[Source data]
■ ■ ■ ■ ■

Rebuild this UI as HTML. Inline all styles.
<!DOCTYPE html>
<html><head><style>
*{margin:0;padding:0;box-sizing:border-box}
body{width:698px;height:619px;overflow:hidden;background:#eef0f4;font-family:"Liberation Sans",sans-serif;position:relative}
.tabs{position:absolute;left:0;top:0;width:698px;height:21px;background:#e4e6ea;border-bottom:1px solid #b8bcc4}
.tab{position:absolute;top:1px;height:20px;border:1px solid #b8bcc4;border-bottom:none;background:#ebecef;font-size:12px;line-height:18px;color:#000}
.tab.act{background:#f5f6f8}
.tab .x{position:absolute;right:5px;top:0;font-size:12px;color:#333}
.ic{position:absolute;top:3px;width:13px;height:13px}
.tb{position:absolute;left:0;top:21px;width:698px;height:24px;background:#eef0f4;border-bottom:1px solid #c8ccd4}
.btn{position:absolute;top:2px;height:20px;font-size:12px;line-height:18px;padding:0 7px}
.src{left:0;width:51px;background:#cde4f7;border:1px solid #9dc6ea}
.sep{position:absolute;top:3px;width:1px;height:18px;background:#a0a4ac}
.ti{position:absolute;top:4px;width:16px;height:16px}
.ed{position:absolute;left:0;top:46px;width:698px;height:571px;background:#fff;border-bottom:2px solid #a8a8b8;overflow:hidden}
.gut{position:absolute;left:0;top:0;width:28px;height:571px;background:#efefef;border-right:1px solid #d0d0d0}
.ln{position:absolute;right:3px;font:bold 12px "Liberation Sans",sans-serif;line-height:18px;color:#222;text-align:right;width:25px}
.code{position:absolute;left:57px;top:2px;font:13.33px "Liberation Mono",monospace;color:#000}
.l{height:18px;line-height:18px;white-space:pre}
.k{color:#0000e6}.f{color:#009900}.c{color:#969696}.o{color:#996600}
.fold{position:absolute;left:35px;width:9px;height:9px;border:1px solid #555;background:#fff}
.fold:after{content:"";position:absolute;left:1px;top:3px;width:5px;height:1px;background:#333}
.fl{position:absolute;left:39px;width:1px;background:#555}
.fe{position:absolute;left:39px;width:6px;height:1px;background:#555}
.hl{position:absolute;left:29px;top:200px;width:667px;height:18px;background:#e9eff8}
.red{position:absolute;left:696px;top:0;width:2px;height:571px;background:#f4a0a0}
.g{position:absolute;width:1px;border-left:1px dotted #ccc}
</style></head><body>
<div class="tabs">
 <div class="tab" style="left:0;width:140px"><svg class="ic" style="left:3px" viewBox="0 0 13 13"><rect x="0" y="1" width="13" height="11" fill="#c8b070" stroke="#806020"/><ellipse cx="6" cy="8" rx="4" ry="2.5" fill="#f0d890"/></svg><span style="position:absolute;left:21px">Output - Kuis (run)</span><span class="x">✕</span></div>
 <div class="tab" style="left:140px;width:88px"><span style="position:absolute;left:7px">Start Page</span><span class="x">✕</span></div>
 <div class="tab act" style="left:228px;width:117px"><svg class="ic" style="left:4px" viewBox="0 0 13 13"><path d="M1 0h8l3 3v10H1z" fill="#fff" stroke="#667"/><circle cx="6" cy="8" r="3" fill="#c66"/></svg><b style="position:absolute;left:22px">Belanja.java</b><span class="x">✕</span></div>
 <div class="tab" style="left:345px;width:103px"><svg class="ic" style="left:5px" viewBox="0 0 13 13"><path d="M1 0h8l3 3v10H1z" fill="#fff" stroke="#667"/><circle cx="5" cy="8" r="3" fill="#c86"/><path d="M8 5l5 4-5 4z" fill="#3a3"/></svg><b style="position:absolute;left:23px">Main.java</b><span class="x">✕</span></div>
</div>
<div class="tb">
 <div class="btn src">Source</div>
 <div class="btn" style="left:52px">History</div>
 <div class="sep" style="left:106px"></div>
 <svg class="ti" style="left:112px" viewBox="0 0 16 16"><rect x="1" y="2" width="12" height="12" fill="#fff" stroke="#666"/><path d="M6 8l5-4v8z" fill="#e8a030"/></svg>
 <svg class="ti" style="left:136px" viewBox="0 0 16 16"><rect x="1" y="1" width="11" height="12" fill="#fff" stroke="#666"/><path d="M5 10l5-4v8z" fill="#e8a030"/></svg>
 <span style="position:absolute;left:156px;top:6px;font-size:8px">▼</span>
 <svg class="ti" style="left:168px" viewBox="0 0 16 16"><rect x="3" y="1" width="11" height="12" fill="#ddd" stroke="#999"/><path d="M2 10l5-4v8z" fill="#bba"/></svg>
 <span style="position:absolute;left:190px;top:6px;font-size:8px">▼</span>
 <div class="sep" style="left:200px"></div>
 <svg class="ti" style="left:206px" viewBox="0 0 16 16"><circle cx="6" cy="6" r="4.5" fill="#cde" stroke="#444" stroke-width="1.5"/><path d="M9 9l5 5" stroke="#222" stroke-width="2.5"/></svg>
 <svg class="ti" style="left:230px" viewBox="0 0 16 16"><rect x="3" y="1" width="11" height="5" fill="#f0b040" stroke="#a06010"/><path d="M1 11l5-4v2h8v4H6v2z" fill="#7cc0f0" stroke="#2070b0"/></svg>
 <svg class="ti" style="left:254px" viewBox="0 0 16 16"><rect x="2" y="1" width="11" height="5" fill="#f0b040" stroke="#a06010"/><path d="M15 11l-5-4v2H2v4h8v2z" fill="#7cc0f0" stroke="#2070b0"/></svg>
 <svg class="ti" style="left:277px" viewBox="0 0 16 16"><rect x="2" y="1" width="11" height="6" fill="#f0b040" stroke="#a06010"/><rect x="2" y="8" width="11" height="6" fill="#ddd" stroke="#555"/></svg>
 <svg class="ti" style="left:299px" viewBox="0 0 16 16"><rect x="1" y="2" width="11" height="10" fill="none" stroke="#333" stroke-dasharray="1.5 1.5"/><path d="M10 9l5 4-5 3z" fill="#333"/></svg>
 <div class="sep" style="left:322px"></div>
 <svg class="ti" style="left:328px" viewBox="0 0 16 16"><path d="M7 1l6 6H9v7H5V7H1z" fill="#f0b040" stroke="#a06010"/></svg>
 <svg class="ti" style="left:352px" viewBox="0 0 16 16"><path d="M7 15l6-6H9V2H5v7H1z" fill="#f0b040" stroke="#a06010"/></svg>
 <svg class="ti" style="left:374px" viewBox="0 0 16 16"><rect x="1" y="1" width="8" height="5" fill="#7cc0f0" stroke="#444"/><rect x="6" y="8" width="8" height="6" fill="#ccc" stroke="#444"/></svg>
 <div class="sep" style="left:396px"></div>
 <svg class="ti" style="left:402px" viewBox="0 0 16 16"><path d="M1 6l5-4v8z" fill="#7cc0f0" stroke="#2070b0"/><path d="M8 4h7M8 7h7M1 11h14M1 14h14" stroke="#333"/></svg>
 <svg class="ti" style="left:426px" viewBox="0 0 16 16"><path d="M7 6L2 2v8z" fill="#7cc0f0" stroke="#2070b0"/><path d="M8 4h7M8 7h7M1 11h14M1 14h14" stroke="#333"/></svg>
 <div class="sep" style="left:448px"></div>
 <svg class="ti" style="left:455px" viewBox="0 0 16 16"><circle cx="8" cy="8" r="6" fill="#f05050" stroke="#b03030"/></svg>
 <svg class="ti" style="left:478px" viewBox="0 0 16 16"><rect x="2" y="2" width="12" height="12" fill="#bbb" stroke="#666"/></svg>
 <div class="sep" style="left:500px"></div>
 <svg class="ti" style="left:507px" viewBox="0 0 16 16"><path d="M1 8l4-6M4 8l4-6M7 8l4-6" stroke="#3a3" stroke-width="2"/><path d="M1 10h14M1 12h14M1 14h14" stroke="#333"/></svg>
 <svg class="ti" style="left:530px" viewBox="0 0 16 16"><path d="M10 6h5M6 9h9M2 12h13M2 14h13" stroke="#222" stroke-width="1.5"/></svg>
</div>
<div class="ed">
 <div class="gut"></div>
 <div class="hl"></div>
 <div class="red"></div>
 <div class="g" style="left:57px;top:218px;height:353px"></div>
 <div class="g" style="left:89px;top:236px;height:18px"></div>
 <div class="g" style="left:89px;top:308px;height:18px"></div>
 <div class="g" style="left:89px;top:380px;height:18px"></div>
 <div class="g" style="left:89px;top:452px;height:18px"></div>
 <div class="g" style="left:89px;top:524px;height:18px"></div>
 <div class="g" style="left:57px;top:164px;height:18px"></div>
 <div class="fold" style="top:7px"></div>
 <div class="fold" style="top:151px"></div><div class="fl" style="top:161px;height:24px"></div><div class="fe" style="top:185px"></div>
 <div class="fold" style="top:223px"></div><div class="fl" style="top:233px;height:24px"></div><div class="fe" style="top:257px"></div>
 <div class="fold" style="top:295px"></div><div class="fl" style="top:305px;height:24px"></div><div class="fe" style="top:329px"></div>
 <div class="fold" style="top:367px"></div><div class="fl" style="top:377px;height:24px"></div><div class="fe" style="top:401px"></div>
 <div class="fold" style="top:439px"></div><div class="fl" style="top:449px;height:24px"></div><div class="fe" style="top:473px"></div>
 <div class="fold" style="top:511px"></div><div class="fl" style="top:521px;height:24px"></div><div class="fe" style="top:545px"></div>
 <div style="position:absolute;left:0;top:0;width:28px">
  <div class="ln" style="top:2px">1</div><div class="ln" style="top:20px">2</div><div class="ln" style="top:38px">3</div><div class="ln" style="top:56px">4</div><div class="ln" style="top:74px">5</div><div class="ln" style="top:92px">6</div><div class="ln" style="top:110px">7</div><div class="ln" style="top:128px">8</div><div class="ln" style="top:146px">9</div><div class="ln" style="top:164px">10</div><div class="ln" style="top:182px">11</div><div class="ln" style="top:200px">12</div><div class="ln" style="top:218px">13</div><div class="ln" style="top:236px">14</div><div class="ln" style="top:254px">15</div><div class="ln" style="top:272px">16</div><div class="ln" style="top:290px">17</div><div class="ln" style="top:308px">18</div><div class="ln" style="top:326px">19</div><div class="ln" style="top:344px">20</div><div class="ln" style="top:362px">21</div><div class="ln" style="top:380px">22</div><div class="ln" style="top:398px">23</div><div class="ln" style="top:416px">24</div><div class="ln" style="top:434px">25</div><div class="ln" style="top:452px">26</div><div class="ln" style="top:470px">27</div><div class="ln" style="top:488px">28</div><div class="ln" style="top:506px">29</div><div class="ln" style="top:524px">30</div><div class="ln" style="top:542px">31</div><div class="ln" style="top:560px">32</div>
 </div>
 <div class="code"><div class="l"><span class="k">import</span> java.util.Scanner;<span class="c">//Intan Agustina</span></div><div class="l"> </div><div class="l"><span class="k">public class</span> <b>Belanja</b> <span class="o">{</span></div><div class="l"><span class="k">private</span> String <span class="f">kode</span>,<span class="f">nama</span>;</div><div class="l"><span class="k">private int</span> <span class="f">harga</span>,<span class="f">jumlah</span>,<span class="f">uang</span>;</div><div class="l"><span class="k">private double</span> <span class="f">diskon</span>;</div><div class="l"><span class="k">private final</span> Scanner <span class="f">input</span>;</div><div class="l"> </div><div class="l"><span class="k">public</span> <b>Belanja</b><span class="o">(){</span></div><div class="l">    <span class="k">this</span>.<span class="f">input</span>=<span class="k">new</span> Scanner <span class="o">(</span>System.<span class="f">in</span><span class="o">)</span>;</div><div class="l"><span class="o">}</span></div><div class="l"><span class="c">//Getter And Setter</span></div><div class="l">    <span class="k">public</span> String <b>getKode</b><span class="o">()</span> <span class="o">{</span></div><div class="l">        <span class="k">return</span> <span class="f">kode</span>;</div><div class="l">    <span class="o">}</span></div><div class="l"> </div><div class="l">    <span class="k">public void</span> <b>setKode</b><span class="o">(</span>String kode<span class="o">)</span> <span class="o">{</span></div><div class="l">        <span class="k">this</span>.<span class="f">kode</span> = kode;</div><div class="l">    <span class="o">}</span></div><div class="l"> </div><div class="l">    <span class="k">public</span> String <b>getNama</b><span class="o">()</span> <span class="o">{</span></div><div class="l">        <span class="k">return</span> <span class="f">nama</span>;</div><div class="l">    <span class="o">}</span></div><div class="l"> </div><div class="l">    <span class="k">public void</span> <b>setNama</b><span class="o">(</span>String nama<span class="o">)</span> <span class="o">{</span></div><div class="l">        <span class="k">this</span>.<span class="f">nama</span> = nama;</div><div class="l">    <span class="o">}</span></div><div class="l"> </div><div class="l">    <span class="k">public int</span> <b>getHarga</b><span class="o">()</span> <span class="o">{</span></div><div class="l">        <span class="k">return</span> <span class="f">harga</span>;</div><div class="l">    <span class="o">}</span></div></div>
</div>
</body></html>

■ ■ ■ ■ ■

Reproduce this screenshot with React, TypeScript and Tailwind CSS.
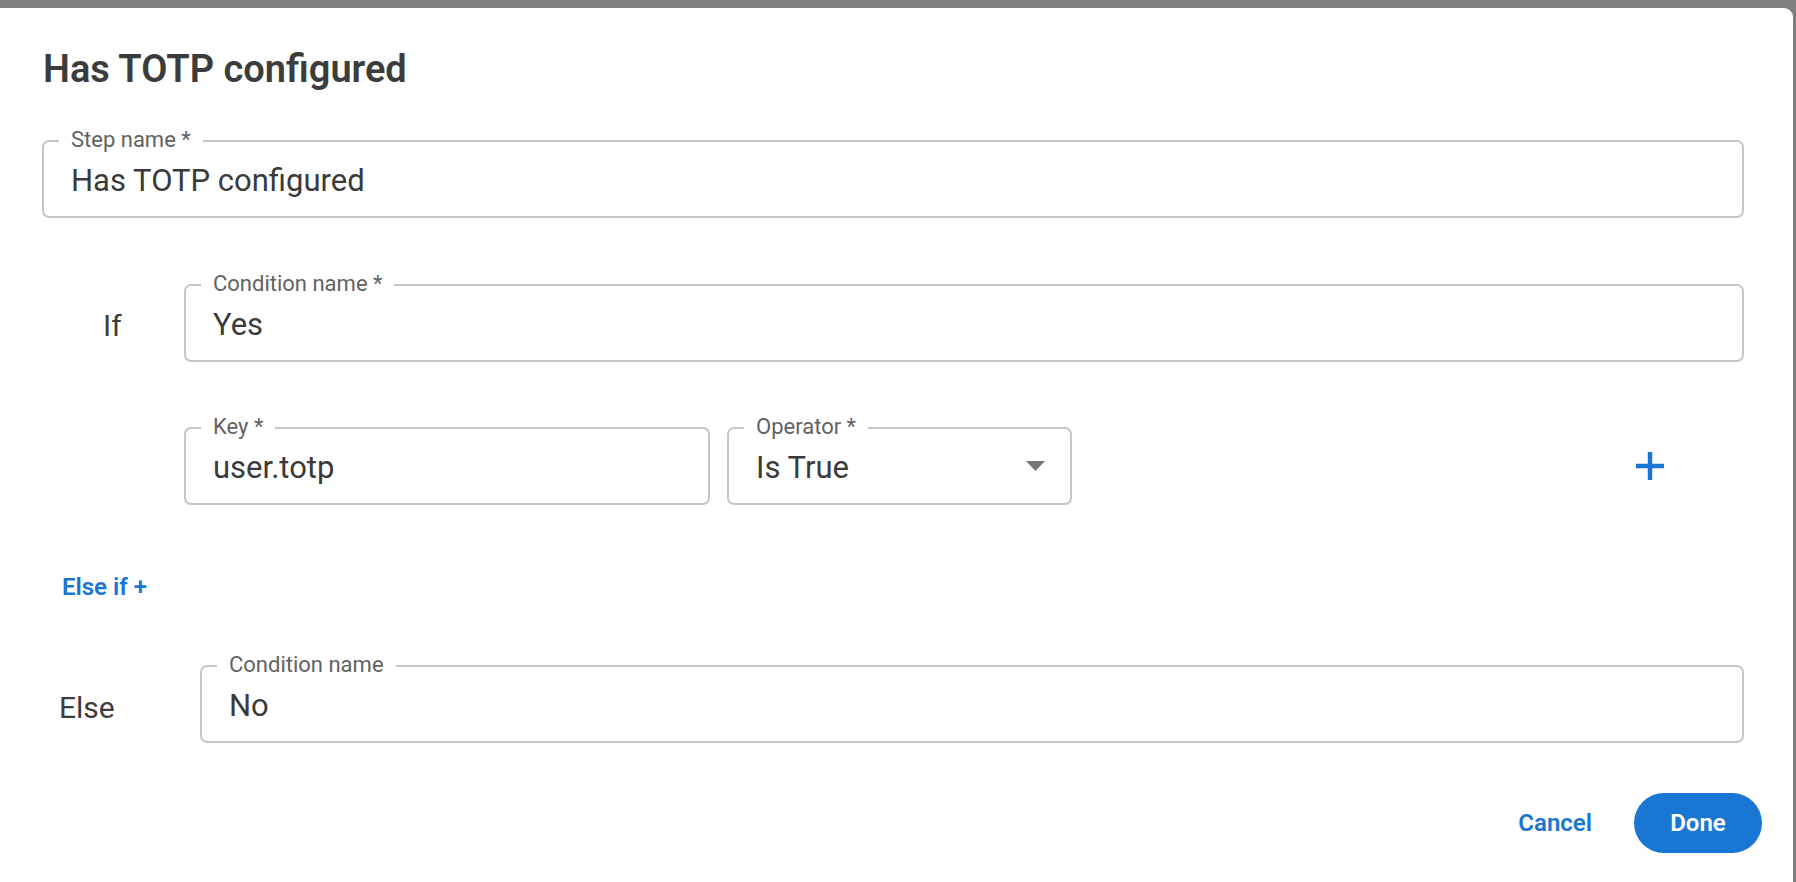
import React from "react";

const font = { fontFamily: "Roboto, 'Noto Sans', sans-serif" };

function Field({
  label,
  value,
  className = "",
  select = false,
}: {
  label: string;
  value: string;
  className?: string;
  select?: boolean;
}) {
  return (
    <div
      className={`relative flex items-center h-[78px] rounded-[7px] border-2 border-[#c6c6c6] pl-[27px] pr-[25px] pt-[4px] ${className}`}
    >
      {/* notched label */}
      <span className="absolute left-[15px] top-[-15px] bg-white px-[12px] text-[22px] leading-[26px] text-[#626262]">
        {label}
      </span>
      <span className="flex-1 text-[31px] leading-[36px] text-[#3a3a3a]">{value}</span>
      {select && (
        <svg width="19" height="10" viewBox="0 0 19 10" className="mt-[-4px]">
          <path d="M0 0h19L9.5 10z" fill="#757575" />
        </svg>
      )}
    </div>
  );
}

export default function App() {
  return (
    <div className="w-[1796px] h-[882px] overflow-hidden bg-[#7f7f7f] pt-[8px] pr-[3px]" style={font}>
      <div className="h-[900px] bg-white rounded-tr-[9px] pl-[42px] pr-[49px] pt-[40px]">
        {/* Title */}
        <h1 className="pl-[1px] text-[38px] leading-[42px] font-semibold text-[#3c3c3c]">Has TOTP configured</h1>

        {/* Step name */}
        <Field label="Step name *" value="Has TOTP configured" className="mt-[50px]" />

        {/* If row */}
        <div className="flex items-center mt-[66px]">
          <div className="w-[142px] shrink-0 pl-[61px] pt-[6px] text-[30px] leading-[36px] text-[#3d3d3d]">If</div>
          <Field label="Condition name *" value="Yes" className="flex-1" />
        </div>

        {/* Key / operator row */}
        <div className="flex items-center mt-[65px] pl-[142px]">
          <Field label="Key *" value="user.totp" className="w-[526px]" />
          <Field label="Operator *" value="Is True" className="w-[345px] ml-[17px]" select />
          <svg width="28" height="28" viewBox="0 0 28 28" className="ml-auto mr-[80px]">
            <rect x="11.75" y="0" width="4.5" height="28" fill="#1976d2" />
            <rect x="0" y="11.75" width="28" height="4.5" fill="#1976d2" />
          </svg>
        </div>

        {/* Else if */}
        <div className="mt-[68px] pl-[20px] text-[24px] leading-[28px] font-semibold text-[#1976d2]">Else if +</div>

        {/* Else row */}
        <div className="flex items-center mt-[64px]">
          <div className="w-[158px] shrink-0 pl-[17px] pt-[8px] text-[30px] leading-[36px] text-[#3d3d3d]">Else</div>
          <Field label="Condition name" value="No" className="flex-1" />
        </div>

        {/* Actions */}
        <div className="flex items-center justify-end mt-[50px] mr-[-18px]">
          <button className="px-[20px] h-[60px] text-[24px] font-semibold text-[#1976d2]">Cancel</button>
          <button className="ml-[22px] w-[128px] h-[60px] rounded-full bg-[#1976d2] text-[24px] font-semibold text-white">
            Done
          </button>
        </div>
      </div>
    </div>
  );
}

■ ■ ■ ■ ■

Report each line of the material above where the word "React" appears.

Reproduce this screenshot with React, TypeScript and Tailwind CSS.
import React from "react";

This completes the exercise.